POLK COUNTY, Fla. (WFLA) – Census workers are going door-to-door to reach the 41.1% of people in Polk County who have not participated in the 2020 Census, according to the U.S. Census Bureau.
After initially being extended to the end of October due to the pandemic, the U.S. Census Bureau slashed the deadline by four weeks earlier this month.
Census counting will now end Sept. 30.
“If the numbers are low, the funding is low,” said Bill Braswell, the chair of the board of commissioners in Polk County.
The nationwide census response rate is 63.4%, as of Thursday, according to a U.S. Census Bureau regional manager.
Florida’s rate is 60.3%. Polk County’s rate is 58.9%.
“You’re not happy with that?” asked 8 On Your Side’s Staci DaSilva.
“No, No. Everybody knows how important it is,” said Braswell.
Census data determines funding, including for health care, education, and infrastructure, as well as representation in Washington.
Florida gained two congressional seats from the 2010 census.
More recently, it impacted COVID-19 relief money.
“When we got the CARES Act funding, it was based on the last census. If we don’t count the people that are here, we’re not going to get funding for the people that are here. It’s critical,” said Braswell.
With the truncated timeline, workers now less have time to get the job done, amid a pandemic that has some people wary of answering the door for strangers.
“How are you going to make sure you reach these people who are often under-counted with such a short amount of time left?” asked 8 On Your Side’s DaSilva.
“We’re going to follow up with the other 40% of the households, every one of them.
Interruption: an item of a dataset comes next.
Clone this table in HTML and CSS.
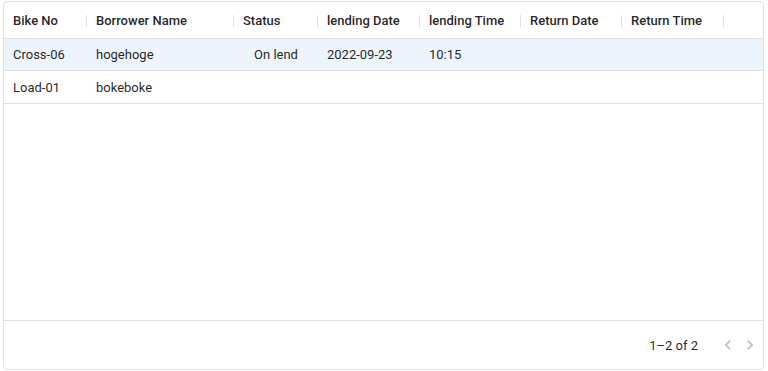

We have increased our staffing. We’re increasing their hours,” said Marilyn Stephens, the assistant regional census manager in Florida.
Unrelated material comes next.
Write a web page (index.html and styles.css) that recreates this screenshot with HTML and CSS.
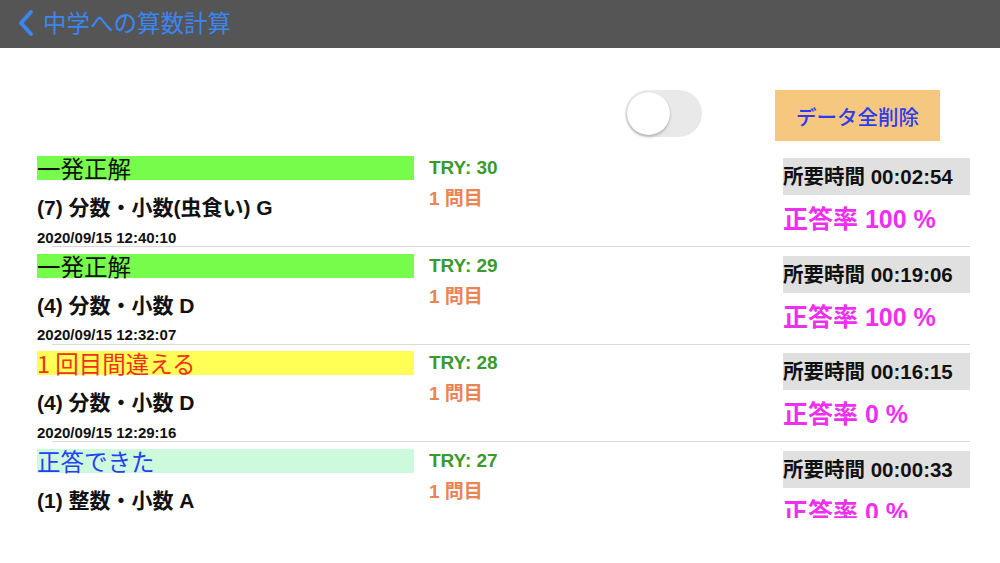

Some members of Congress want an inspector general to look into possible political interference in the Census Bureau’s decision to shave four weeks off the deadline.
“We are apolitical. I don’t get into political arguments. I don’t get into arguments about the census with social scientists or even advocates. What we do is produce the facts,” said Stephens.
Census workers are equipped with masks, hand sanitizer and gloves, in some cases.
They are trained to stay six feet apart and all conversations happen outside.
“As we go through the decade, our question is simply this – will our numbers support our needs over the next ten years?” said Stephens.